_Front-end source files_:
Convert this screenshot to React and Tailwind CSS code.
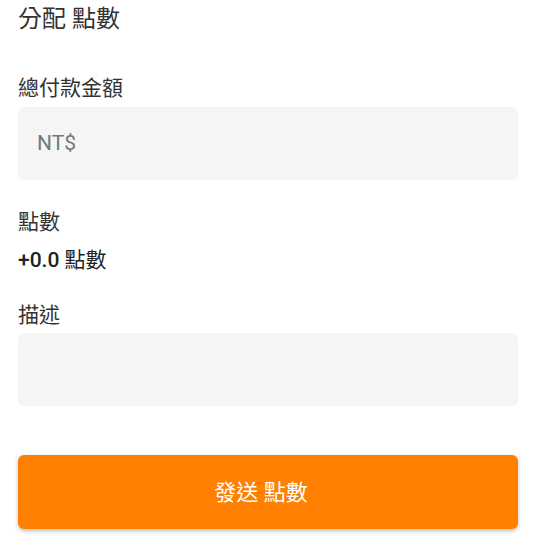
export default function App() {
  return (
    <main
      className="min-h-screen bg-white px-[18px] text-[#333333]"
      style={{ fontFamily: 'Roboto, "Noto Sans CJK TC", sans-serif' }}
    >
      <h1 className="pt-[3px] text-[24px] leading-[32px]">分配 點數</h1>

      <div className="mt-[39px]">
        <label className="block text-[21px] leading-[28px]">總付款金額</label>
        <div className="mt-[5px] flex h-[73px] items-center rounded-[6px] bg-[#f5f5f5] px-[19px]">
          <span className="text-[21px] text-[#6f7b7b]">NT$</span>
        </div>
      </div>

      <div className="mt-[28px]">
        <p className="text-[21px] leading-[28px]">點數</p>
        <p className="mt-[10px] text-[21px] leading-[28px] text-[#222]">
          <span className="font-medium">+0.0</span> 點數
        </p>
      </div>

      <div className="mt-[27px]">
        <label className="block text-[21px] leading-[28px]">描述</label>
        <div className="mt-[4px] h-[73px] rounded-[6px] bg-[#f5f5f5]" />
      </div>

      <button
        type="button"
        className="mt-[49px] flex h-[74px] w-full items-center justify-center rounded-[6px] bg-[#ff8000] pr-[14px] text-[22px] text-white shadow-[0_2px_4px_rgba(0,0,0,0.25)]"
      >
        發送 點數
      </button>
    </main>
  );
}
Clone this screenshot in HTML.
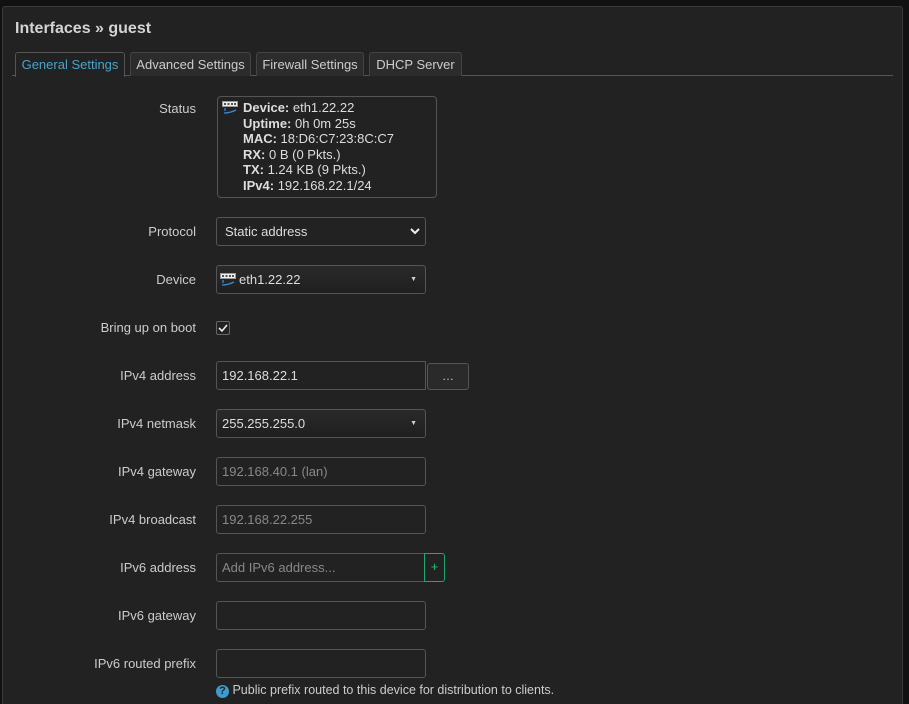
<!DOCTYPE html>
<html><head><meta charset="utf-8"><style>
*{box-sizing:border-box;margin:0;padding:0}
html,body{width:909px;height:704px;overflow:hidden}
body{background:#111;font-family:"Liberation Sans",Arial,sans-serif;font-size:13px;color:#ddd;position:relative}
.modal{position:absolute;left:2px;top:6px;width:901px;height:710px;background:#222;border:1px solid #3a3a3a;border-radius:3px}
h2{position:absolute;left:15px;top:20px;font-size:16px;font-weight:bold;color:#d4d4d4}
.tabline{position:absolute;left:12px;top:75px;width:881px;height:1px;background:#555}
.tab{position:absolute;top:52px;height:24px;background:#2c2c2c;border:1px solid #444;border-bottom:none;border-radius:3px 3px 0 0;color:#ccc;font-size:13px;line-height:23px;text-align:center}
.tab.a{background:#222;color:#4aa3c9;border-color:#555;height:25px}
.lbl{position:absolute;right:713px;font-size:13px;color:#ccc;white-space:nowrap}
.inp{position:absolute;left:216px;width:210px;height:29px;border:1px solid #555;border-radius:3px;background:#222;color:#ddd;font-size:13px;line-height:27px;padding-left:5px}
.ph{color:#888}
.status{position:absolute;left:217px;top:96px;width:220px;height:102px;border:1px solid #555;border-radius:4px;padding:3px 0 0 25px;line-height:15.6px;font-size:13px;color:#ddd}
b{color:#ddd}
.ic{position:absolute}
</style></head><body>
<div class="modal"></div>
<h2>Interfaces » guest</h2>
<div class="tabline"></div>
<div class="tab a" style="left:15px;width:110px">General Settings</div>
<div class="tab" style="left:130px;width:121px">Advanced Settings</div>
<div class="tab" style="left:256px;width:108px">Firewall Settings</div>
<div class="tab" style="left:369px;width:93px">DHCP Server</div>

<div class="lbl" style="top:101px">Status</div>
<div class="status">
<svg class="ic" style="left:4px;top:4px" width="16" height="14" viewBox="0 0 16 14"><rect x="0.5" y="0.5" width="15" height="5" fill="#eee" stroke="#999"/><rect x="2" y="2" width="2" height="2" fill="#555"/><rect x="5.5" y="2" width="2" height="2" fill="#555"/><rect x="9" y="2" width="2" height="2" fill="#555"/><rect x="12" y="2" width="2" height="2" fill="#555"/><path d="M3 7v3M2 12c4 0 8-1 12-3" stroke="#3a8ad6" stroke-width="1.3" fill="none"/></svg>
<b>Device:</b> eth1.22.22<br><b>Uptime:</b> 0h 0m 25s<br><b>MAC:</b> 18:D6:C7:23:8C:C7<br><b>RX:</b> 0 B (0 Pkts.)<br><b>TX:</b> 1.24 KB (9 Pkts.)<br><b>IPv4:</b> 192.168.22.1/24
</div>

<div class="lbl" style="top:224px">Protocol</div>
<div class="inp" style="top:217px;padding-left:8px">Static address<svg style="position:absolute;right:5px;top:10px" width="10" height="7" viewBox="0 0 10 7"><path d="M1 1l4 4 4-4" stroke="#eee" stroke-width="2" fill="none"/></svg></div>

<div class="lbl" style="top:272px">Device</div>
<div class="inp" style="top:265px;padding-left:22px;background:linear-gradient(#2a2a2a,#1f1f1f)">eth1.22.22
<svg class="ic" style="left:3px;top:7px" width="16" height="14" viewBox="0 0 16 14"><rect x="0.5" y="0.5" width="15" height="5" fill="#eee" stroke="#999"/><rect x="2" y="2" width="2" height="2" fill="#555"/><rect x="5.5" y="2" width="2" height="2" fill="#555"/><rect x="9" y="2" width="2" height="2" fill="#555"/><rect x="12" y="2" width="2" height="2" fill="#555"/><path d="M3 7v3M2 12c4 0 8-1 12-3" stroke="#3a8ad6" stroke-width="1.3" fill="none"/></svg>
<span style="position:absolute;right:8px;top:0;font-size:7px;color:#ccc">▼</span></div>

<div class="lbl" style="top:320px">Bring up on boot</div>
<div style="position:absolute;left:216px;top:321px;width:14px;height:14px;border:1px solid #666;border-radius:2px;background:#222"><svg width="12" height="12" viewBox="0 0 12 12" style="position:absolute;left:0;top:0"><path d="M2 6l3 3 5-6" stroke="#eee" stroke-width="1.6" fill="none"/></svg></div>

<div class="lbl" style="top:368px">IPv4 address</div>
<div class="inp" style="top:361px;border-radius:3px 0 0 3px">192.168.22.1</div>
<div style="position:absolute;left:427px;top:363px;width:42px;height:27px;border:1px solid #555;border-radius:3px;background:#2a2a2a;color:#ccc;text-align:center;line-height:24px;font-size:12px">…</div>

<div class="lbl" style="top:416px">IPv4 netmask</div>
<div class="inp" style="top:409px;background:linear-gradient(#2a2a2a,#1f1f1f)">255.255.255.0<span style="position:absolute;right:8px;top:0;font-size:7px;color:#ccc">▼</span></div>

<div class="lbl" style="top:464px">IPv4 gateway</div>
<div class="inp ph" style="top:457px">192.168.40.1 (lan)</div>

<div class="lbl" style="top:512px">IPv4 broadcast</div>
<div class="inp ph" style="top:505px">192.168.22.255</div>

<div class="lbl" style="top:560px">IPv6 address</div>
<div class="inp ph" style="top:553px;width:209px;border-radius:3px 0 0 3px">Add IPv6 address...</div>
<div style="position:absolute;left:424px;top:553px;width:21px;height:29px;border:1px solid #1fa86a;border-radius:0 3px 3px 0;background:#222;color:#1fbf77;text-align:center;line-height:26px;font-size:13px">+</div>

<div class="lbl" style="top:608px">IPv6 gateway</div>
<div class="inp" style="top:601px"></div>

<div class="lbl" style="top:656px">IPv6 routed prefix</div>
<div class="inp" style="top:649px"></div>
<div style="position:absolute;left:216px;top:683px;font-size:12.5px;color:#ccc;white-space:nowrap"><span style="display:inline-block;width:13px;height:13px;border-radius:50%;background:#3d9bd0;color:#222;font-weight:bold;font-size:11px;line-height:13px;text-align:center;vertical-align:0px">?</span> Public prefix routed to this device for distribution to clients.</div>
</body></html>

_What needs to be done_:
Images in the data above are to be skipped. Retype all other material exactly.

_The solution_:
Convert this screenshot to React and Tailwind CSS code.
export default function App() {
  return (
    <main
      className="min-h-screen bg-white px-[18px] text-[#333333]"
      style={{ fontFamily: 'Roboto, "Noto Sans CJK TC", sans-serif' }}
    >
      <h1 className="pt-[3px] text-[24px] leading-[32px]">分配 點數</h1>

      <div className="mt-[39px]">
        <label className="block text-[21px] leading-[28px]">總付款金額</label>
        <div className="mt-[5px] flex h-[73px] items-center rounded-[6px] bg-[#f5f5f5] px-[19px]">
          <span className="text-[21px] text-[#6f7b7b]">NT$</span>
        </div>
      </div>

      <div className="mt-[28px]">
        <p className="text-[21px] leading-[28px]">點數</p>
        <p className="mt-[10px] text-[21px] leading-[28px] text-[#222]">
          <span className="font-medium">+0.0</span> 點數
        </p>
      </div>

      <div className="mt-[27px]">
        <label className="block text-[21px] leading-[28px]">描述</label>
        <div className="mt-[4px] h-[73px] rounded-[6px] bg-[#f5f5f5]" />
      </div>

      <button
        type="button"
        className="mt-[49px] flex h-[74px] w-full items-center justify-center rounded-[6px] bg-[#ff8000] pr-[14px] text-[22px] text-white shadow-[0_2px_4px_rgba(0,0,0,0.25)]"
      >
        發送 點數
      </button>
    </main>
  );
}
Clone this screenshot in HTML.
<!DOCTYPE html>
<html><head><meta charset="utf-8"><style>
*{box-sizing:border-box;margin:0;padding:0}
html,body{width:909px;height:704px;overflow:hidden}
body{background:#111;font-family:"Liberation Sans",Arial,sans-serif;font-size:13px;color:#ddd;position:relative}
.modal{position:absolute;left:2px;top:6px;width:901px;height:710px;background:#222;border:1px solid #3a3a3a;border-radius:3px}
h2{position:absolute;left:15px;top:20px;font-size:16px;font-weight:bold;color:#d4d4d4}
.tabline{position:absolute;left:12px;top:75px;width:881px;height:1px;background:#555}
.tab{position:absolute;top:52px;height:24px;background:#2c2c2c;border:1px solid #444;border-bottom:none;border-radius:3px 3px 0 0;color:#ccc;font-size:13px;line-height:23px;text-align:center}
.tab.a{background:#222;color:#4aa3c9;border-color:#555;height:25px}
.lbl{position:absolute;right:713px;font-size:13px;color:#ccc;white-space:nowrap}
.inp{position:absolute;left:216px;width:210px;height:29px;border:1px solid #555;border-radius:3px;background:#222;color:#ddd;font-size:13px;line-height:27px;padding-left:5px}
.ph{color:#888}
.status{position:absolute;left:217px;top:96px;width:220px;height:102px;border:1px solid #555;border-radius:4px;padding:3px 0 0 25px;line-height:15.6px;font-size:13px;color:#ddd}
b{color:#ddd}
.ic{position:absolute}
</style></head><body>
<div class="modal"></div>
<h2>Interfaces » guest</h2>
<div class="tabline"></div>
<div class="tab a" style="left:15px;width:110px">General Settings</div>
<div class="tab" style="left:130px;width:121px">Advanced Settings</div>
<div class="tab" style="left:256px;width:108px">Firewall Settings</div>
<div class="tab" style="left:369px;width:93px">DHCP Server</div>

<div class="lbl" style="top:101px">Status</div>
<div class="status">
<svg class="ic" style="left:4px;top:4px" width="16" height="14" viewBox="0 0 16 14"><rect x="0.5" y="0.5" width="15" height="5" fill="#eee" stroke="#999"/><rect x="2" y="2" width="2" height="2" fill="#555"/><rect x="5.5" y="2" width="2" height="2" fill="#555"/><rect x="9" y="2" width="2" height="2" fill="#555"/><rect x="12" y="2" width="2" height="2" fill="#555"/><path d="M3 7v3M2 12c4 0 8-1 12-3" stroke="#3a8ad6" stroke-width="1.3" fill="none"/></svg>
<b>Device:</b> eth1.22.22<br><b>Uptime:</b> 0h 0m 25s<br><b>MAC:</b> 18:D6:C7:23:8C:C7<br><b>RX:</b> 0 B (0 Pkts.)<br><b>TX:</b> 1.24 KB (9 Pkts.)<br><b>IPv4:</b> 192.168.22.1/24
</div>

<div class="lbl" style="top:224px">Protocol</div>
<div class="inp" style="top:217px;padding-left:8px">Static address<svg style="position:absolute;right:5px;top:10px" width="10" height="7" viewBox="0 0 10 7"><path d="M1 1l4 4 4-4" stroke="#eee" stroke-width="2" fill="none"/></svg></div>

<div class="lbl" style="top:272px">Device</div>
<div class="inp" style="top:265px;padding-left:22px;background:linear-gradient(#2a2a2a,#1f1f1f)">eth1.22.22
<svg class="ic" style="left:3px;top:7px" width="16" height="14" viewBox="0 0 16 14"><rect x="0.5" y="0.5" width="15" height="5" fill="#eee" stroke="#999"/><rect x="2" y="2" width="2" height="2" fill="#555"/><rect x="5.5" y="2" width="2" height="2" fill="#555"/><rect x="9" y="2" width="2" height="2" fill="#555"/><rect x="12" y="2" width="2" height="2" fill="#555"/><path d="M3 7v3M2 12c4 0 8-1 12-3" stroke="#3a8ad6" stroke-width="1.3" fill="none"/></svg>
<span style="position:absolute;right:8px;top:0;font-size:7px;color:#ccc">▼</span></div>

<div class="lbl" style="top:320px">Bring up on boot</div>
<div style="position:absolute;left:216px;top:321px;width:14px;height:14px;border:1px solid #666;border-radius:2px;background:#222"><svg width="12" height="12" viewBox="0 0 12 12" style="position:absolute;left:0;top:0"><path d="M2 6l3 3 5-6" stroke="#eee" stroke-width="1.6" fill="none"/></svg></div>

<div class="lbl" style="top:368px">IPv4 address</div>
<div class="inp" style="top:361px;border-radius:3px 0 0 3px">192.168.22.1</div>
<div style="position:absolute;left:427px;top:363px;width:42px;height:27px;border:1px solid #555;border-radius:3px;background:#2a2a2a;color:#ccc;text-align:center;line-height:24px;font-size:12px">…</div>

<div class="lbl" style="top:416px">IPv4 netmask</div>
<div class="inp" style="top:409px;background:linear-gradient(#2a2a2a,#1f1f1f)">255.255.255.0<span style="position:absolute;right:8px;top:0;font-size:7px;color:#ccc">▼</span></div>

<div class="lbl" style="top:464px">IPv4 gateway</div>
<div class="inp ph" style="top:457px">192.168.40.1 (lan)</div>

<div class="lbl" style="top:512px">IPv4 broadcast</div>
<div class="inp ph" style="top:505px">192.168.22.255</div>

<div class="lbl" style="top:560px">IPv6 address</div>
<div class="inp ph" style="top:553px;width:209px;border-radius:3px 0 0 3px">Add IPv6 address...</div>
<div style="position:absolute;left:424px;top:553px;width:21px;height:29px;border:1px solid #1fa86a;border-radius:0 3px 3px 0;background:#222;color:#1fbf77;text-align:center;line-height:26px;font-size:13px">+</div>

<div class="lbl" style="top:608px">IPv6 gateway</div>
<div class="inp" style="top:601px"></div>

<div class="lbl" style="top:656px">IPv6 routed prefix</div>
<div class="inp" style="top:649px"></div>
<div style="position:absolute;left:216px;top:683px;font-size:12.5px;color:#ccc;white-space:nowrap"><span style="display:inline-block;width:13px;height:13px;border-radius:50%;background:#3d9bd0;color:#222;font-weight:bold;font-size:11px;line-height:13px;text-align:center;vertical-align:0px">?</span> Public prefix routed to this device for distribution to clients.</div>
</body></html>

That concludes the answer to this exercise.